▸ **Your goal**
Copy out the entries in full and with complete accuracy; pictures are excluded.

▸ **Records supplied**

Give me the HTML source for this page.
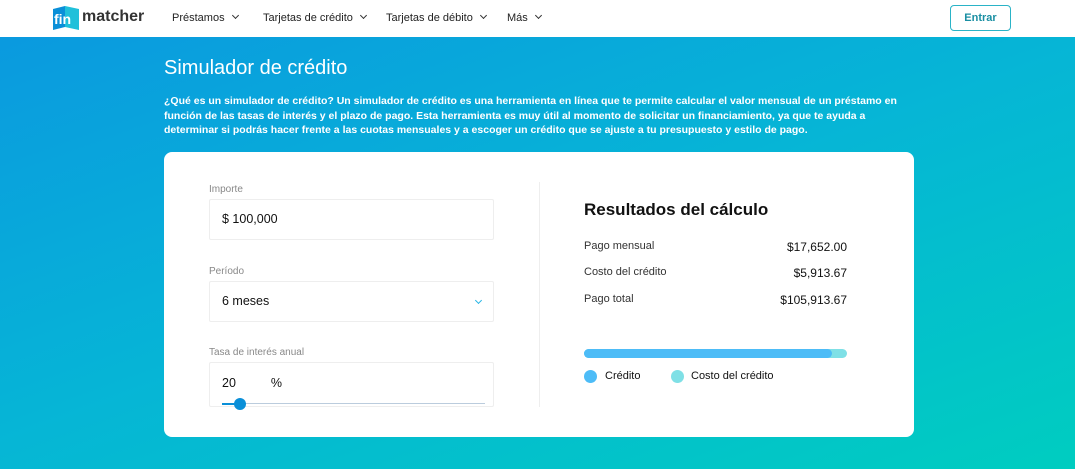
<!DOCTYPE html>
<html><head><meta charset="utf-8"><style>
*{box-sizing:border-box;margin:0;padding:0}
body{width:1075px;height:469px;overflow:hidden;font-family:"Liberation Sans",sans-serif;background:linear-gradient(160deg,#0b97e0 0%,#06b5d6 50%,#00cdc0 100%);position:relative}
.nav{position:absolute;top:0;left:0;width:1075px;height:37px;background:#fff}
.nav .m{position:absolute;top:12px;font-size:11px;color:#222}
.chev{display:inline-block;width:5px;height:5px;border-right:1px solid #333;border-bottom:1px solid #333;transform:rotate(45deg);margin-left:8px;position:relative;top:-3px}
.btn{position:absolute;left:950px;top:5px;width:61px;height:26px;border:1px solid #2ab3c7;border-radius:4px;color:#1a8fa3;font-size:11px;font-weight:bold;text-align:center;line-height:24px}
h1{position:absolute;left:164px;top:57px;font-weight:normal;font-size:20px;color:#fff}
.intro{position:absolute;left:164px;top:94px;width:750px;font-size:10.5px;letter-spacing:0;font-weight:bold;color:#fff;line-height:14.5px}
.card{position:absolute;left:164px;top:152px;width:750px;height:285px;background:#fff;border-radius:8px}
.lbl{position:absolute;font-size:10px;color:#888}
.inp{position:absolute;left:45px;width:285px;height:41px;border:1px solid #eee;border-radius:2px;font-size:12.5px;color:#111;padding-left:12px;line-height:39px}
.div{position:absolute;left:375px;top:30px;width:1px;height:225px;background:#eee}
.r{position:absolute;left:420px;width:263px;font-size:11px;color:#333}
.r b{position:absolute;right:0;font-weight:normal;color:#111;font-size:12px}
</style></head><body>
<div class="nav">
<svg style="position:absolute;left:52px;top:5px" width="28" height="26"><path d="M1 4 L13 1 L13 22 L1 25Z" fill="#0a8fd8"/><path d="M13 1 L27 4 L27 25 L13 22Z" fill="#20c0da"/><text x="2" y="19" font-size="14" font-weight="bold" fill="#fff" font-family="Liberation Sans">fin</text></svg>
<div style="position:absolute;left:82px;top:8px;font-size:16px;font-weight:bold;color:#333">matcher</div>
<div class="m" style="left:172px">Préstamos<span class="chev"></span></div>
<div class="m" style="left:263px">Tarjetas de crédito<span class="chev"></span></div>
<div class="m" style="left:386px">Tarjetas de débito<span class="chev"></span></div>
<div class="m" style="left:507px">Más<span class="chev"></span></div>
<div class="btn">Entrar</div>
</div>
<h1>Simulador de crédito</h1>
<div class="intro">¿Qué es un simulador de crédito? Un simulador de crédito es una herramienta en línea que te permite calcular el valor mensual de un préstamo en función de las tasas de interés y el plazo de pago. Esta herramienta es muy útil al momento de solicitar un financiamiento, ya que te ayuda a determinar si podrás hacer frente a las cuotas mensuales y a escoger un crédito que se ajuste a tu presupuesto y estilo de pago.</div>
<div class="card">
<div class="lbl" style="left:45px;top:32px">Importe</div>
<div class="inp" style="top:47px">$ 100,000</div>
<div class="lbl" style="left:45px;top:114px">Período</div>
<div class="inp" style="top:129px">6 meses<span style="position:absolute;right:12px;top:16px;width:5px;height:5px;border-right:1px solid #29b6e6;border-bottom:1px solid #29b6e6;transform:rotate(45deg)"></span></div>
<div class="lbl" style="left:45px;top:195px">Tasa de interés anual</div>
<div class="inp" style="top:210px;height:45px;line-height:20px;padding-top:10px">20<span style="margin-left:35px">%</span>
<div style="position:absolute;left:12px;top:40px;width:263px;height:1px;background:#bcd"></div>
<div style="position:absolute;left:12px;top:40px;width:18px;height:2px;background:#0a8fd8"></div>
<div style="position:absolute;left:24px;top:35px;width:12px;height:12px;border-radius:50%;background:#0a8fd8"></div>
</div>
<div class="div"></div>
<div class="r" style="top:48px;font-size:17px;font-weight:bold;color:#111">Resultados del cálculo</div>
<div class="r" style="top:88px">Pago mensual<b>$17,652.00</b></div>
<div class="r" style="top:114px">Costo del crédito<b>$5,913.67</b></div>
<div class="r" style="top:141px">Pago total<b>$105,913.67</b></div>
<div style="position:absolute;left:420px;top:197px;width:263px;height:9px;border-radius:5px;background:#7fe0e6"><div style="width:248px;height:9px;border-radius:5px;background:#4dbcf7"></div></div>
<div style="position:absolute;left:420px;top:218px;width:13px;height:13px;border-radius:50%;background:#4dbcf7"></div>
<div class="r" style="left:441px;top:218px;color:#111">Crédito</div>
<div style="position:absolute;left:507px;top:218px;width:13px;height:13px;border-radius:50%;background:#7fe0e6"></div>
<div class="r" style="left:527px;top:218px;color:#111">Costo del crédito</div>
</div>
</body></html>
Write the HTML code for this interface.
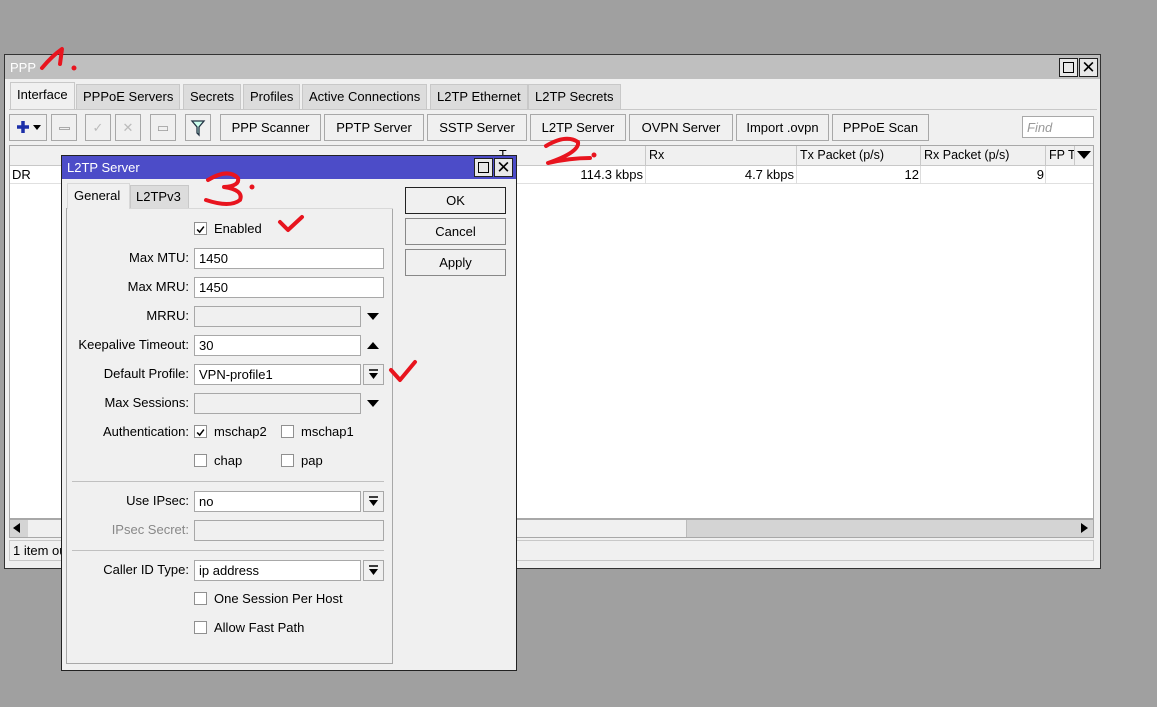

▸ **Result below**
Give me the HTML source for this page.
<!DOCTYPE html>
<html><head><meta charset="utf-8"><style>
*{box-sizing:border-box;margin:0;padding:0}
body{width:1075px;height:469px;overflow:hidden;font-family:"Liberation Sans",sans-serif;background:linear-gradient(160deg,#0b97e0 0%,#06b5d6 50%,#00cdc0 100%);position:relative}
.nav{position:absolute;top:0;left:0;width:1075px;height:37px;background:#fff}
.nav .m{position:absolute;top:12px;font-size:11px;color:#222}
.chev{display:inline-block;width:5px;height:5px;border-right:1px solid #333;border-bottom:1px solid #333;transform:rotate(45deg);margin-left:8px;position:relative;top:-3px}
.btn{position:absolute;left:950px;top:5px;width:61px;height:26px;border:1px solid #2ab3c7;border-radius:4px;color:#1a8fa3;font-size:11px;font-weight:bold;text-align:center;line-height:24px}
h1{position:absolute;left:164px;top:57px;font-weight:normal;font-size:20px;color:#fff}
.intro{position:absolute;left:164px;top:94px;width:750px;font-size:10.5px;letter-spacing:0;font-weight:bold;color:#fff;line-height:14.5px}
.card{position:absolute;left:164px;top:152px;width:750px;height:285px;background:#fff;border-radius:8px}
.lbl{position:absolute;font-size:10px;color:#888}
.inp{position:absolute;left:45px;width:285px;height:41px;border:1px solid #eee;border-radius:2px;font-size:12.5px;color:#111;padding-left:12px;line-height:39px}
.div{position:absolute;left:375px;top:30px;width:1px;height:225px;background:#eee}
.r{position:absolute;left:420px;width:263px;font-size:11px;color:#333}
.r b{position:absolute;right:0;font-weight:normal;color:#111;font-size:12px}
</style></head><body>
<div class="nav">
<svg style="position:absolute;left:52px;top:5px" width="28" height="26"><path d="M1 4 L13 1 L13 22 L1 25Z" fill="#0a8fd8"/><path d="M13 1 L27 4 L27 25 L13 22Z" fill="#20c0da"/><text x="2" y="19" font-size="14" font-weight="bold" fill="#fff" font-family="Liberation Sans">fin</text></svg>
<div style="position:absolute;left:82px;top:8px;font-size:16px;font-weight:bold;color:#333">matcher</div>
<div class="m" style="left:172px">Préstamos<span class="chev"></span></div>
<div class="m" style="left:263px">Tarjetas de crédito<span class="chev"></span></div>
<div class="m" style="left:386px">Tarjetas de débito<span class="chev"></span></div>
<div class="m" style="left:507px">Más<span class="chev"></span></div>
<div class="btn">Entrar</div>
</div>
<h1>Simulador de crédito</h1>
<div class="intro">¿Qué es un simulador de crédito? Un simulador de crédito es una herramienta en línea que te permite calcular el valor mensual de un préstamo en función de las tasas de interés y el plazo de pago. Esta herramienta es muy útil al momento de solicitar un financiamiento, ya que te ayuda a determinar si podrás hacer frente a las cuotas mensuales y a escoger un crédito que se ajuste a tu presupuesto y estilo de pago.</div>
<div class="card">
<div class="lbl" style="left:45px;top:32px">Importe</div>
<div class="inp" style="top:47px">$ 100,000</div>
<div class="lbl" style="left:45px;top:114px">Período</div>
<div class="inp" style="top:129px">6 meses<span style="position:absolute;right:12px;top:16px;width:5px;height:5px;border-right:1px solid #29b6e6;border-bottom:1px solid #29b6e6;transform:rotate(45deg)"></span></div>
<div class="lbl" style="left:45px;top:195px">Tasa de interés anual</div>
<div class="inp" style="top:210px;height:45px;line-height:20px;padding-top:10px">20<span style="margin-left:35px">%</span>
<div style="position:absolute;left:12px;top:40px;width:263px;height:1px;background:#bcd"></div>
<div style="position:absolute;left:12px;top:40px;width:18px;height:2px;background:#0a8fd8"></div>
<div style="position:absolute;left:24px;top:35px;width:12px;height:12px;border-radius:50%;background:#0a8fd8"></div>
</div>
<div class="div"></div>
<div class="r" style="top:48px;font-size:17px;font-weight:bold;color:#111">Resultados del cálculo</div>
<div class="r" style="top:88px">Pago mensual<b>$17,652.00</b></div>
<div class="r" style="top:114px">Costo del crédito<b>$5,913.67</b></div>
<div class="r" style="top:141px">Pago total<b>$105,913.67</b></div>
<div style="position:absolute;left:420px;top:197px;width:263px;height:9px;border-radius:5px;background:#7fe0e6"><div style="width:248px;height:9px;border-radius:5px;background:#4dbcf7"></div></div>
<div style="position:absolute;left:420px;top:218px;width:13px;height:13px;border-radius:50%;background:#4dbcf7"></div>
<div class="r" style="left:441px;top:218px;color:#111">Crédito</div>
<div style="position:absolute;left:507px;top:218px;width:13px;height:13px;border-radius:50%;background:#7fe0e6"></div>
<div class="r" style="left:527px;top:218px;color:#111">Costo del crédito</div>
</div>
</body></html>
Write the HTML code for this interface.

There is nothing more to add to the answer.